Goal
Leaving out the pictures, retype all the material exactly.

┄┄┄┄┄┄┄┄┄┄

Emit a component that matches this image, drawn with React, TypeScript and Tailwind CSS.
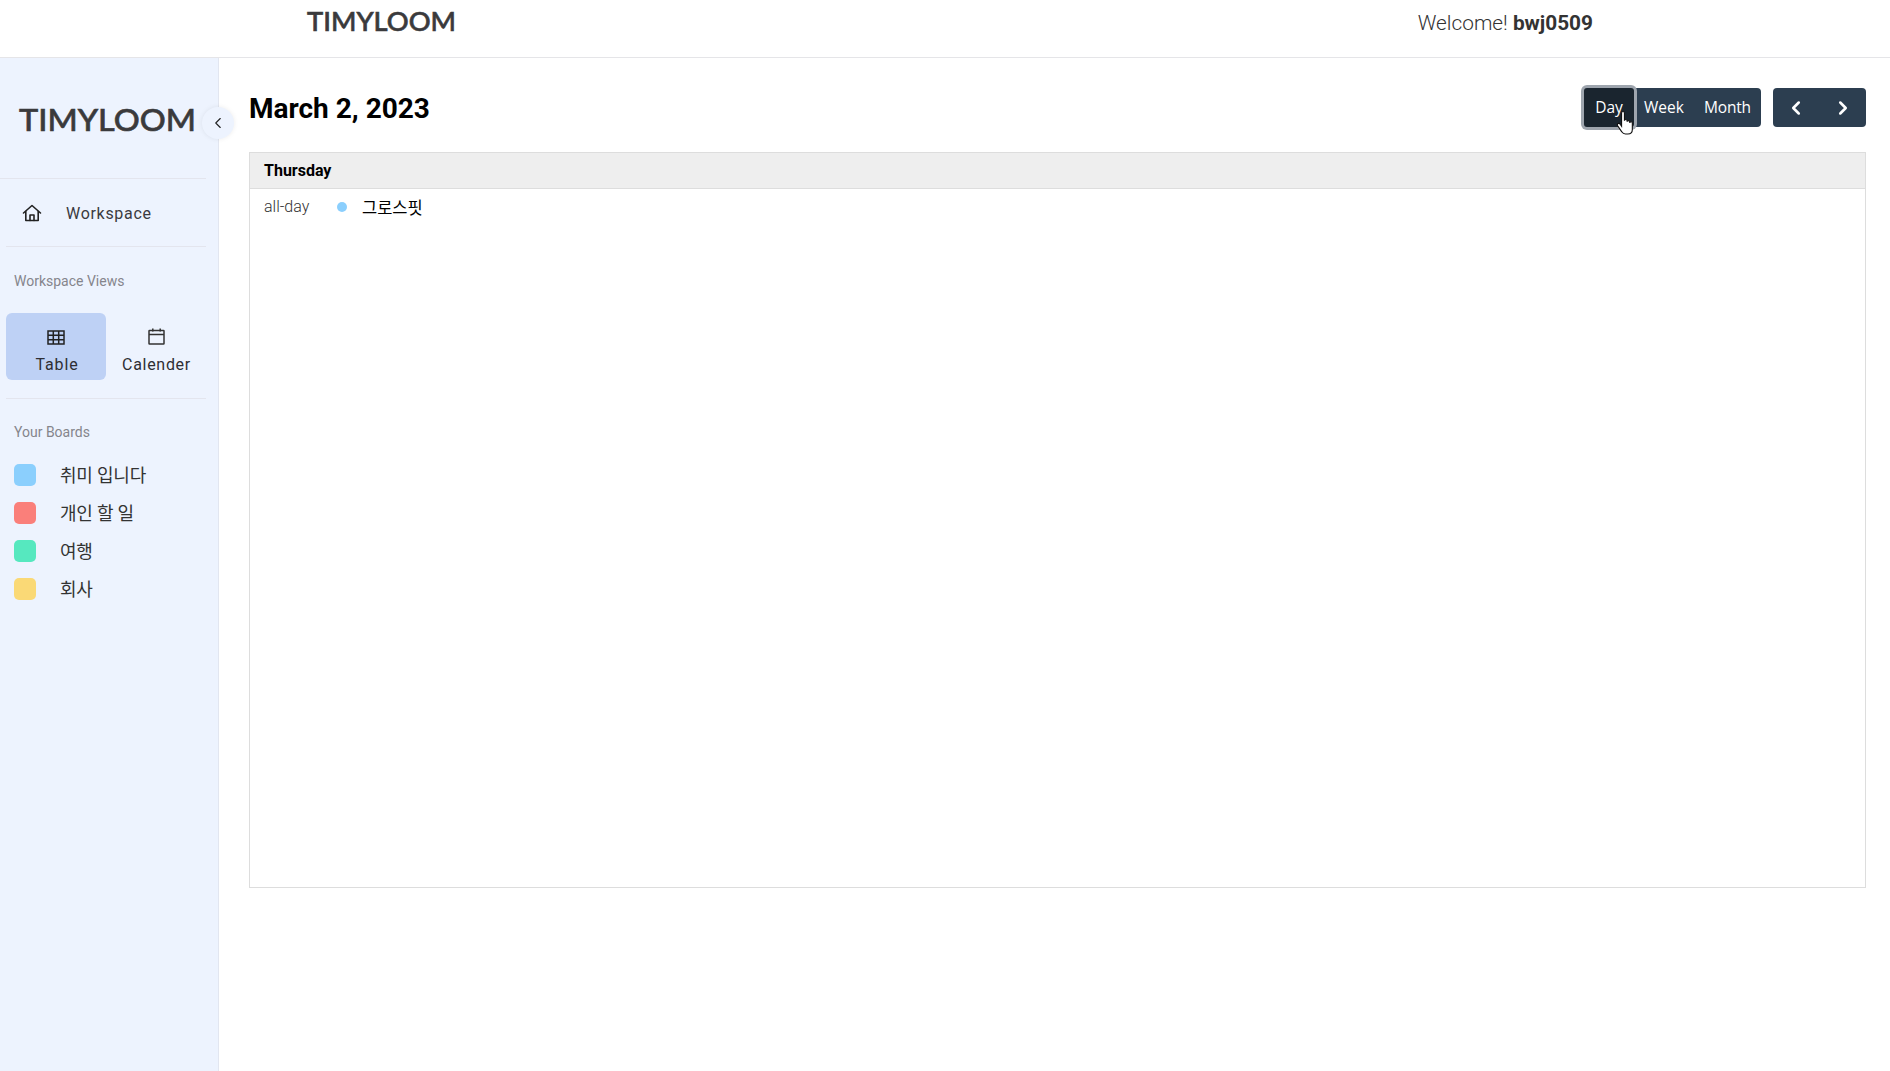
import { ChevronLeft, ChevronRight } from "lucide-react";

const boards = [
  { title: "취미 입니다", color: "bg-[#8bcffd]" },
  { title: "개인 할 일", color: "bg-[#fa7f7a]" },
  { title: "여행", color: "bg-[#56e8bf]" },
  { title: "회사", color: "bg-[#fad976]" },
];

const Logo = ({ size }: { size: string }) => (
  <span className={`font-['Lato',sans-serif] font-medium leading-none text-[#3a3a3c] [-webkit-text-stroke:0.6px_#3a3a3c] origin-left inline-block ${size}`}>
    TIMYLOOM
  </span>
);

const HomeIcon = () => (
  <svg width="20" height="20" viewBox="0 0 20 20" fill="none" stroke="#222" strokeWidth="1.6" strokeLinejoin="round" strokeLinecap="round">
    <path d="M1.500 10 10 2.500l8.500 7.500" />
    <path d="M3.800 8.500V17.500h12.400V8.500" />
    <path d="M8 17.500v-5.500h4v5.500" />
  </svg>
);

const TableIcon = () => (
  <svg width="18" height="15" viewBox="0 0 18 15" fill="none" stroke="#222" strokeWidth="1.500">
    <rect x="1" y="1" width="16" height="13" />
    <path d="M1 5.300h16M1 9.700h16M6.300 1v13M11.700 1v13" />
  </svg>
);

const CalendarIcon = () => (
  <svg width="17" height="17" viewBox="0 0 17 17" fill="none" stroke="#333" strokeWidth="1.500">
    <rect x="1" y="2.500" width="15" height="13.500" rx="0.500" />
    <path d="M1 6.500h15M4.800 0.500v3M12.200 0.500v3" />
  </svg>
);

export default function App() {
  return (
    <div className="h-[1071px] flex flex-col overflow-hidden bg-white font-['Roboto','Noto_Sans_CJK_KR',sans-serif]">
      {/* Header */}
      <div id="header" className="h-[58px] shrink-0 flex justify-between items-start border-b border-b-[#e5e5e8] pl-[307px] pr-[297px]">
        <div className="w-[149px] mt-[8px]">
          <Logo size="text-[26px] scale-x-[1.05]" />
        </div>
        <p className="mt-[8px] text-[20.800px] font-light text-[#333333]">
          Welcome! <span className="font-bold">bwj0509</span>
        </p>
      </div>

      <div className="flex flex-1 min-h-0">
        {/* Sidebar */}
        <div id="sidebar" className="relative w-[219px] shrink-0 bg-[#edf3fe] border-r border-r-[#e2e6f0] flex flex-col">
          <div className="h-[121px] pl-[19px] pt-[46px] shrink-0 border-b border-b-[#e3e5ee] mr-[12px]">
            <Logo size="text-[30px] scale-x-[1.08]" />
          </div>
          <button className="absolute right-[-16px] top-[49px] w-8 h-8 rounded-full bg-[#edf3fe] flex items-center justify-center shadow-[0_0_5px_rgba(0,0,0,0.08)]">
            <ChevronLeft size={18} strokeWidth={1.500} color="#222" />
          </button>

          <div className="mx-[6px] w-[200px] h-[68px] shrink-0 border-b border-b-[#e3e5ee] flex items-center gap-[24px] pl-[16px]">
            <HomeIcon />
            <span className="text-[16px] tracking-[0.7px] text-[#3a3a40] mt-[2px]">Workspace</span>
          </div>

          <p className="ml-[14px] mt-[25px] text-[14px] leading-[18px] text-[#85858c]">Workspace Views</p>
          <div className="mx-[6px] w-[200px] mt-[23px] pb-[18px] border-b border-b-[#e3e5ee] flex">
            <div className="w-[100px] h-[67px] rounded-[6px] bg-[#bed1f5] flex flex-col items-center pt-[16px] pl-[2px]">
              <span className="h-[17px] flex items-center -ml-[2px]"><TableIcon /></span>
              <span className="mt-[9px] text-[16px] leading-[20px] tracking-[0.9px] text-[#2e2e33]">Table</span>
            </div>
            <div className="w-[100px] h-[67px] flex flex-col items-center pt-[15px] pl-[1px]">
              <span className="h-[18px] flex items-center -mt-[1px]"><CalendarIcon /></span>
              <span className="mt-[10px] text-[16px] leading-[20px] tracking-[0.7px] text-[#2e2e33]">Calender</span>
            </div>
          </div>

          <p className="ml-[14px] mt-[24px] text-[14px] leading-[18px] text-[#85858c]">Your Boards</p>
          <div className="mt-[23px] ml-[14px] flex flex-col gap-[16px]">
            {boards.map((board) => (
              <div key={board.title} className="flex items-center gap-[24px] h-[22px]">
                <span className={`w-[22px] h-[22px] rounded-[5px] ${board.color}`} />
                <span className="text-[18px] tracking-[-0.2px] text-[#333333]">{board.title}</span>
              </div>
            ))}
          </div>
        </div>

        {/* Calendar */}
        <div id="main" className="flex-1 pl-[30px] pr-[24px] pt-[30px]">
          <div className="flex justify-between items-center h-[40px]">
            <h1 className="text-[28px] font-bold text-black leading-none mt-[1px]">March 2, 2023</h1>
            <div className="flex gap-[12px] -mt-[1px]">
              <div className="relative flex h-[39px] rounded-[4px] bg-[#2c3e50] text-[15.500px] text-white font-['Open_Sans',sans-serif]">
                <button className="relative w-[50px] rounded-[3px] bg-[#1a252f] ring-[3px] ring-[#9ea5ae]">Day</button>
                <button className="w-[58px] pl-[2px]">Week</button>
                <button className="w-[69px] pl-[2px] -tracking-[0.2px]">Month</button>
                <svg className="absolute left-[32px] top-[22px]" width="20" height="27" viewBox="0 0 18 24">
                  <path d="M5 2.500c0-1.800 2.600-1.800 2.600 0v7c0-1.500 2.400-1.500 2.400 0v1c0-1.500 2.400-1.500 2.400 0v1c0-1.400 2.300-1.400 2.300 0v6c0 2.500-1.500 4-4 4H8.500c-1.500 0-2.500-.7-3.300-2L1.500 14c-1-1.700 1.300-3 2.300-1.300L5 14.500z" fill="white" stroke="#111" strokeWidth="1" />
                </svg>
              </div>
              <div className="flex h-[39px] w-[93px] rounded-[4px] bg-[#2c3e50] text-white">
                <button className="w-1/2 flex items-center justify-center">
                  <ChevronLeft size={22} strokeWidth={2.800} />
                </button>
                <button className="w-1/2 flex items-center justify-center">
                  <ChevronRight size={22} strokeWidth={2.800} />
                </button>
              </div>
            </div>
          </div>

          <div className="mt-[24px] h-[736px] border border-[#dddddd]">
            <div className="h-[36px] bg-[#eeeeee] border-b border-b-[#dddddd] flex items-center pl-[14px] text-[16px] font-bold text-black">
              Thursday
            </div>
            <div className="flex items-center h-[36px] pl-[14px]">
              <span className="w-[73px] text-[16px] font-light text-[#333333] -mt-[1px]">all-day</span>
              <span className="w-[10px] h-[10px] rounded-full bg-[#8bcffd] -mt-[1px]" />
              <span className="ml-[15px] mt-[4px] text-[16.500px] text-black">그로스핏</span>
            </div>
          </div>
        </div>
      </div>
    </div>
  );
}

┄┄┄┄┄┄┄┄┄┄

The output
Emit a component that matches this image, drawn with React, TypeScript and Tailwind CSS.
import { ChevronLeft, ChevronRight } from "lucide-react";

const boards = [
  { title: "취미 입니다", color: "bg-[#8bcffd]" },
  { title: "개인 할 일", color: "bg-[#fa7f7a]" },
  { title: "여행", color: "bg-[#56e8bf]" },
  { title: "회사", color: "bg-[#fad976]" },
];

const Logo = ({ size }: { size: string }) => (
  <span className={`font-['Lato',sans-serif] font-medium leading-none text-[#3a3a3c] [-webkit-text-stroke:0.6px_#3a3a3c] origin-left inline-block ${size}`}>
    TIMYLOOM
  </span>
);

const HomeIcon = () => (
  <svg width="20" height="20" viewBox="0 0 20 20" fill="none" stroke="#222" strokeWidth="1.6" strokeLinejoin="round" strokeLinecap="round">
    <path d="M1.500 10 10 2.500l8.500 7.500" />
    <path d="M3.800 8.500V17.500h12.400V8.500" />
    <path d="M8 17.500v-5.500h4v5.500" />
  </svg>
);

const TableIcon = () => (
  <svg width="18" height="15" viewBox="0 0 18 15" fill="none" stroke="#222" strokeWidth="1.500">
    <rect x="1" y="1" width="16" height="13" />
    <path d="M1 5.300h16M1 9.700h16M6.300 1v13M11.700 1v13" />
  </svg>
);

const CalendarIcon = () => (
  <svg width="17" height="17" viewBox="0 0 17 17" fill="none" stroke="#333" strokeWidth="1.500">
    <rect x="1" y="2.500" width="15" height="13.500" rx="0.500" />
    <path d="M1 6.500h15M4.800 0.500v3M12.200 0.500v3" />
  </svg>
);

export default function App() {
  return (
    <div className="h-[1071px] flex flex-col overflow-hidden bg-white font-['Roboto','Noto_Sans_CJK_KR',sans-serif]">
      {/* Header */}
      <div id="header" className="h-[58px] shrink-0 flex justify-between items-start border-b border-b-[#e5e5e8] pl-[307px] pr-[297px]">
        <div className="w-[149px] mt-[8px]">
          <Logo size="text-[26px] scale-x-[1.05]" />
        </div>
        <p className="mt-[8px] text-[20.800px] font-light text-[#333333]">
          Welcome! <span className="font-bold">bwj0509</span>
        </p>
      </div>

      <div className="flex flex-1 min-h-0">
        {/* Sidebar */}
        <div id="sidebar" className="relative w-[219px] shrink-0 bg-[#edf3fe] border-r border-r-[#e2e6f0] flex flex-col">
          <div className="h-[121px] pl-[19px] pt-[46px] shrink-0 border-b border-b-[#e3e5ee] mr-[12px]">
            <Logo size="text-[30px] scale-x-[1.08]" />
          </div>
          <button className="absolute right-[-16px] top-[49px] w-8 h-8 rounded-full bg-[#edf3fe] flex items-center justify-center shadow-[0_0_5px_rgba(0,0,0,0.08)]">
            <ChevronLeft size={18} strokeWidth={1.500} color="#222" />
          </button>

          <div className="mx-[6px] w-[200px] h-[68px] shrink-0 border-b border-b-[#e3e5ee] flex items-center gap-[24px] pl-[16px]">
            <HomeIcon />
            <span className="text-[16px] tracking-[0.7px] text-[#3a3a40] mt-[2px]">Workspace</span>
          </div>

          <p className="ml-[14px] mt-[25px] text-[14px] leading-[18px] text-[#85858c]">Workspace Views</p>
          <div className="mx-[6px] w-[200px] mt-[23px] pb-[18px] border-b border-b-[#e3e5ee] flex">
            <div className="w-[100px] h-[67px] rounded-[6px] bg-[#bed1f5] flex flex-col items-center pt-[16px] pl-[2px]">
              <span className="h-[17px] flex items-center -ml-[2px]"><TableIcon /></span>
              <span className="mt-[9px] text-[16px] leading-[20px] tracking-[0.9px] text-[#2e2e33]">Table</span>
            </div>
            <div className="w-[100px] h-[67px] flex flex-col items-center pt-[15px] pl-[1px]">
              <span className="h-[18px] flex items-center -mt-[1px]"><CalendarIcon /></span>
              <span className="mt-[10px] text-[16px] leading-[20px] tracking-[0.7px] text-[#2e2e33]">Calender</span>
            </div>
          </div>

          <p className="ml-[14px] mt-[24px] text-[14px] leading-[18px] text-[#85858c]">Your Boards</p>
          <div className="mt-[23px] ml-[14px] flex flex-col gap-[16px]">
            {boards.map((board) => (
              <div key={board.title} className="flex items-center gap-[24px] h-[22px]">
                <span className={`w-[22px] h-[22px] rounded-[5px] ${board.color}`} />
                <span className="text-[18px] tracking-[-0.2px] text-[#333333]">{board.title}</span>
              </div>
            ))}
          </div>
        </div>

        {/* Calendar */}
        <div id="main" className="flex-1 pl-[30px] pr-[24px] pt-[30px]">
          <div className="flex justify-between items-center h-[40px]">
            <h1 className="text-[28px] font-bold text-black leading-none mt-[1px]">March 2, 2023</h1>
            <div className="flex gap-[12px] -mt-[1px]">
              <div className="relative flex h-[39px] rounded-[4px] bg-[#2c3e50] text-[15.500px] text-white font-['Open_Sans',sans-serif]">
                <button className="relative w-[50px] rounded-[3px] bg-[#1a252f] ring-[3px] ring-[#9ea5ae]">Day</button>
                <button className="w-[58px] pl-[2px]">Week</button>
                <button className="w-[69px] pl-[2px] -tracking-[0.2px]">Month</button>
                <svg className="absolute left-[32px] top-[22px]" width="20" height="27" viewBox="0 0 18 24">
                  <path d="M5 2.500c0-1.800 2.600-1.800 2.600 0v7c0-1.500 2.400-1.500 2.400 0v1c0-1.500 2.400-1.500 2.400 0v1c0-1.400 2.300-1.400 2.300 0v6c0 2.500-1.500 4-4 4H8.500c-1.500 0-2.500-.7-3.300-2L1.500 14c-1-1.700 1.300-3 2.300-1.300L5 14.500z" fill="white" stroke="#111" strokeWidth="1" />
                </svg>
              </div>
              <div className="flex h-[39px] w-[93px] rounded-[4px] bg-[#2c3e50] text-white">
                <button className="w-1/2 flex items-center justify-center">
                  <ChevronLeft size={22} strokeWidth={2.800} />
                </button>
                <button className="w-1/2 flex items-center justify-center">
                  <ChevronRight size={22} strokeWidth={2.800} />
                </button>
              </div>
            </div>
          </div>

          <div className="mt-[24px] h-[736px] border border-[#dddddd]">
            <div className="h-[36px] bg-[#eeeeee] border-b border-b-[#dddddd] flex items-center pl-[14px] text-[16px] font-bold text-black">
              Thursday
            </div>
            <div className="flex items-center h-[36px] pl-[14px]">
              <span className="w-[73px] text-[16px] font-light text-[#333333] -mt-[1px]">all-day</span>
              <span className="w-[10px] h-[10px] rounded-full bg-[#8bcffd] -mt-[1px]" />
              <span className="ml-[15px] mt-[4px] text-[16.500px] text-black">그로스핏</span>
            </div>
          </div>
        </div>
      </div>
    </div>
  );
}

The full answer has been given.